On 12Sep2021 15:17, Globe Trotter via Mutt-users <[email protected]> wrote:
>So, I do not know if I can do this, but I can send email by
>specifically including the smtp with port 25. I dont really need it for
>anything else. It is quite likely that I am not understanding the
>import of your question.
>
>All I do is:
>
>sudo ssh -L 25:mailhub:25 username@your_server
>
>And then, configuring 'localhost' as my smtp server on port 25 gets my
>mail sent directly forward through the SSH link.
Ok, so you're running the ssh connection as root. That's usually a bad
idea. The only reason you need to do that that I can see above is to
bind to port 25 at the local end. I would recommend running your tunnel
like this:
ssh -L 1025:mailhub:25 username@your_server
and configuring your mutt smtp_url to use port 1025 instead of 25.
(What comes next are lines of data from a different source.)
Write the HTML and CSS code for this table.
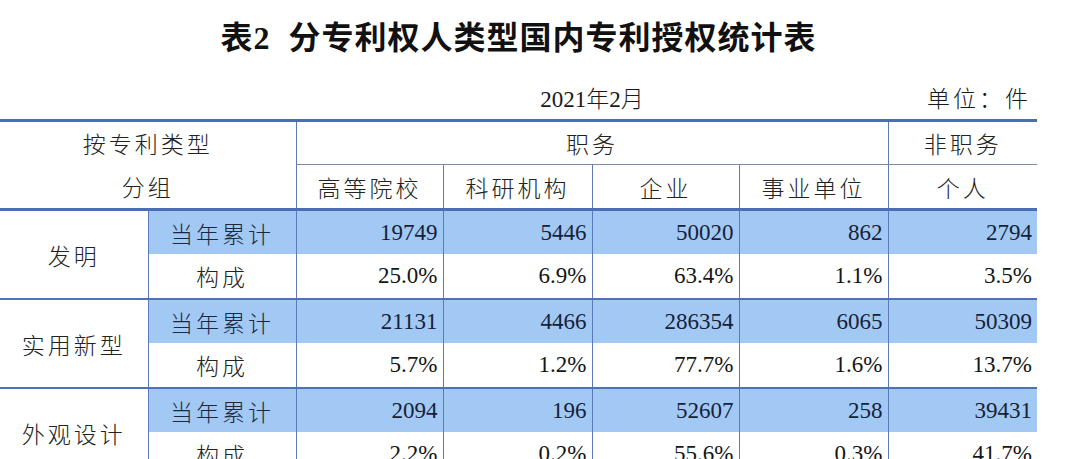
FILE: index.html
```html
<!DOCTYPE html>
<html lang="zh-CN">
<head>
<meta charset="utf-8">
<title>表2 分专利权人类型国内专利授权统计表</title>
<link rel="stylesheet" href="styles.css">
</head>
<body>
<div class="page">
  <h1 class="title">表2&nbsp;&nbsp;分专利权人类型国内专利授权统计表</h1>
  <div class="meta">
    <div class="meta-left"></div>
    <div class="meta-date">2021年2月</div>
    <div class="meta-unit">单位：件</div>
  </div>
  <table class="stats">
    <colgroup>
      <col class="c-group"><col class="c-sub">
      <col class="c-d1"><col class="c-d2"><col class="c-d3"><col class="c-d4"><col class="c-d5">
    </colgroup>
    <thead>
      <tr class="h1">
        <th colspan="2" class="h-left">按专利类型</th>
        <th colspan="4" class="h-mid v">职务</th>
        <th class="h-right v">非职务</th>
      </tr>
      <tr class="h2">
        <th colspan="2" class="h-left">分组</th>
        <th class="v">高等院校</th>
        <th class="v">科研机构</th>
        <th class="v">企业</th>
        <th class="v">事业单位</th>
        <th class="v">个人</th>
      </tr>
    </thead>
    <tbody class="grp">
      <tr class="acc">
        <td rowspan="2" class="g">发明</td>
        <td class="lbl">当年累计</td>
        <td>19749</td><td>5446</td><td>50020</td><td>862</td><td>2794</td>
      </tr>
      <tr class="pct">
        <td class="lbl">构成</td>
        <td>25.0%</td><td>6.9%</td><td>63.4%</td><td>1.1%</td><td>3.5%</td>
      </tr>
    </tbody>
    <tbody class="grp">
      <tr class="acc">
        <td rowspan="2" class="g">实用新型</td>
        <td class="lbl">当年累计</td>
        <td>21131</td><td>4466</td><td>286354</td><td>6065</td><td>50309</td>
      </tr>
      <tr class="pct">
        <td class="lbl">构成</td>
        <td>5.7%</td><td>1.2%</td><td>77.7%</td><td>1.6%</td><td>13.7%</td>
      </tr>
    </tbody>
    <tbody class="grp">
      <tr class="acc">
        <td rowspan="2" class="g">外观设计</td>
        <td class="lbl">当年累计</td>
        <td>2094</td><td>196</td><td>52607</td><td>258</td><td>39431</td>
      </tr>
      <tr class="pct">
        <td class="lbl">构成</td>
        <td>2.2%</td><td>0.2%</td><td>55.6%</td><td>0.3%</td><td>41.7%</td>
      </tr>
    </tbody>
  </table>
</div>
</body>
</html>
```

FILE: styles.css
```css
html, body {
  margin: 0;
  padding: 0;
  background: #ffffff;
}

body {
  font-family: "Liberation Serif", "Noto Sans CJK SC", serif;
  color: #1a1a1a;
  overflow: hidden;
}

.page {
  width: 1037px;
}

.title {
  margin: 0;
  padding-top: 4px;
  height: 68px;
  line-height: 68px;
  text-align: center;
  font-size: 32px;
  font-weight: 700;
  color: #111;
  letter-spacing: 1px;
}

.meta {
  display: grid;
  grid-template-columns: 296px 592px 149px;
  height: 47px;
  align-items: center;
  font-size: 23px;
  padding-top: 2px;
  box-sizing: border-box;
}

.meta-date {
  text-align: center;
  font-weight: 300;
}

.meta-unit {
  text-align: right;
  padding-right: 6px;
  font-weight: 300;
  letter-spacing: 3px;
}

.stats {
  border-collapse: collapse;
  table-layout: fixed;
  width: 1037px;
  font-size: 23px;
  border-top: 3px solid #4a6db3;
}

.c-group { width: 148px; }
.c-sub { width: 148px; }
.c-d1 { width: 147px; }
.c-d2 { width: 149px; }
.c-d3 { width: 147px; }
.c-d4 { width: 149px; }
.c-d5 { width: 149px; }

.stats th {
  font-weight: 300;
  text-align: center;
  padding: 0;
  letter-spacing: 3px;
  color: #222;
}

.stats th.v {
  border-left: 1px solid #5d7ab0;
}

.h1 th {
  height: 42px;
}

.h1 .h-mid,
.h1 .h-right {
  border-bottom: 1px solid #7d8ca3;
}

.h2 th {
  height: 43px;
  border-bottom: 3px solid #4a6db3;
}

.stats td {
  padding: 0 5px 0 0;
  text-align: right;
  border-left: 1px solid #5a7bb8;
  height: 43px;
  color: #151515;
}

.pct td {
  height: 44px;
}

.stats td.g {
  border-left: none;
  text-align: center;
  font-weight: 300;
  letter-spacing: 3px;
  padding: 0;
  background: #ffffff;
  color: #222;
}

.stats td.lbl {
  text-align: center;
  font-weight: 300;
  letter-spacing: 3px;
  padding: 0;
  color: #222;
}

.acc td {
  background: #a2c9f3;
  color: #16213a;
}

.acc td.lbl {
  color: #1d2840;
}

.grp + .grp {
  border-top: 2px solid #4f72b5;
}
```
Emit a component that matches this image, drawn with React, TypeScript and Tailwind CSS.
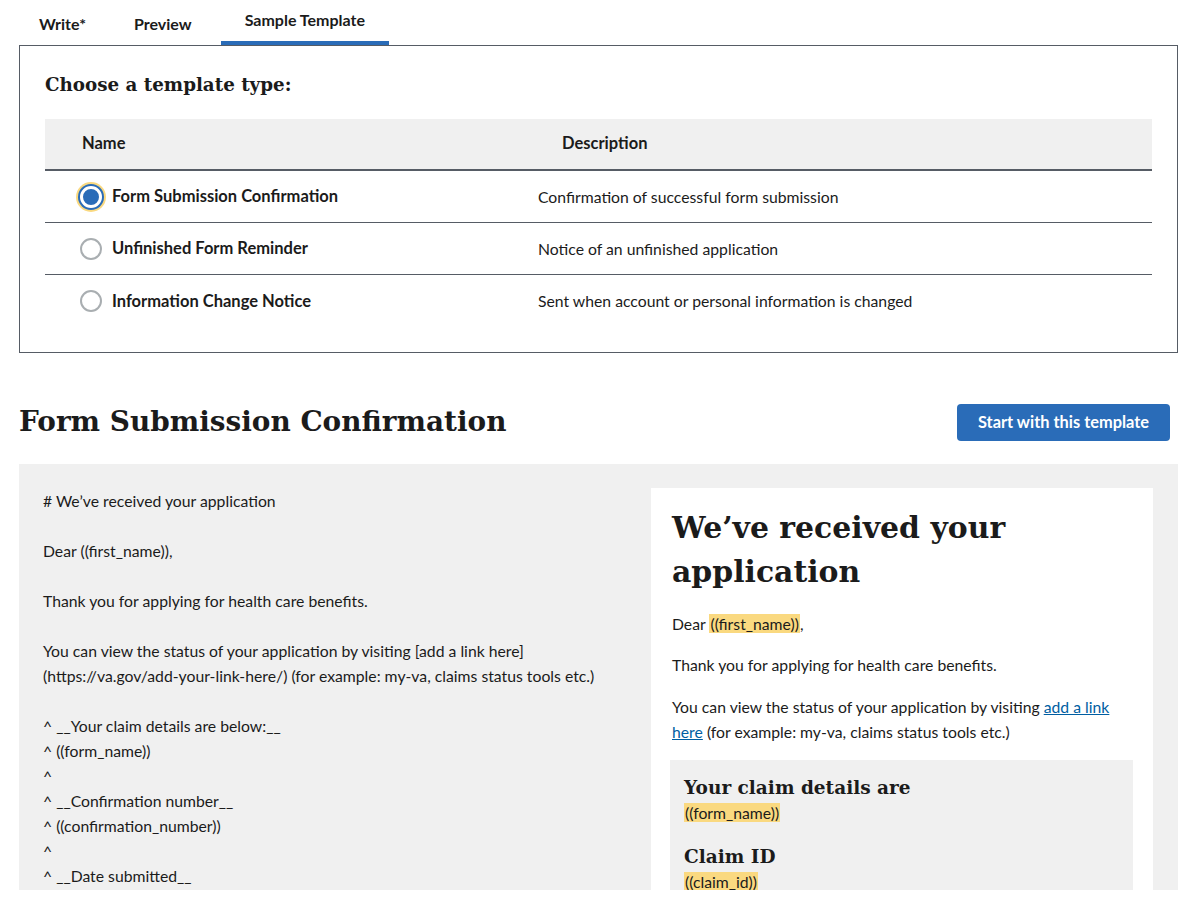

Others have made this same suggestion.
IMO, it is also worth configuring your local postfix install, provided
postfix is active locally. Particularly if this is your normal machine
which you usually use - having a working local mail system is a good
thing - lots of things send email, such as cron and at - they will all
just start working if you set this up.
This means that you can compose and "send" (well, queue) email locally
when offline or when the ssh tunnel is not up. It will go out next time
the tunnel's up. Then you just turn off the smtp_url setting and use
the local sendmail command for delivery. That's what I do.
Most of postfix's configuration is in the file /etc/postfix/main.cf
In particular you want (taken from my own main.cf file here):
relayhost = 127.0.0.2:1025
mydomain = cskk.id.au
myorigin = cskk.id.au
mydestination = $myhostname, localhost.$mydomain, localhost
inet_interfaces = localhost
mynetworks_style = host
Obviously change:
- cskk.id.au to your own domain - you want the local email system to
send legitmate headers.
- relayhost to be your ssh tunnel: localhost:1025
Relayhost is the upstream smarthost which accepts your email. It is the
equivalent of the smtp_url in the mutt config, but having postfix do
that bit. It can of course be an ISP etc; for example one of the (many)
commented out ones I've got here is:
##relayhost = mail.optusnet.com.au
which was there to deliver directly to a former ISP. My 127.0.0.2 is
part of my local setup: I've got haproxy running there, to deliver to
whatever upstream ISP is available - in my case the home server or an
ssh tunnel to our cloud VM, both of which have their own postfix setups.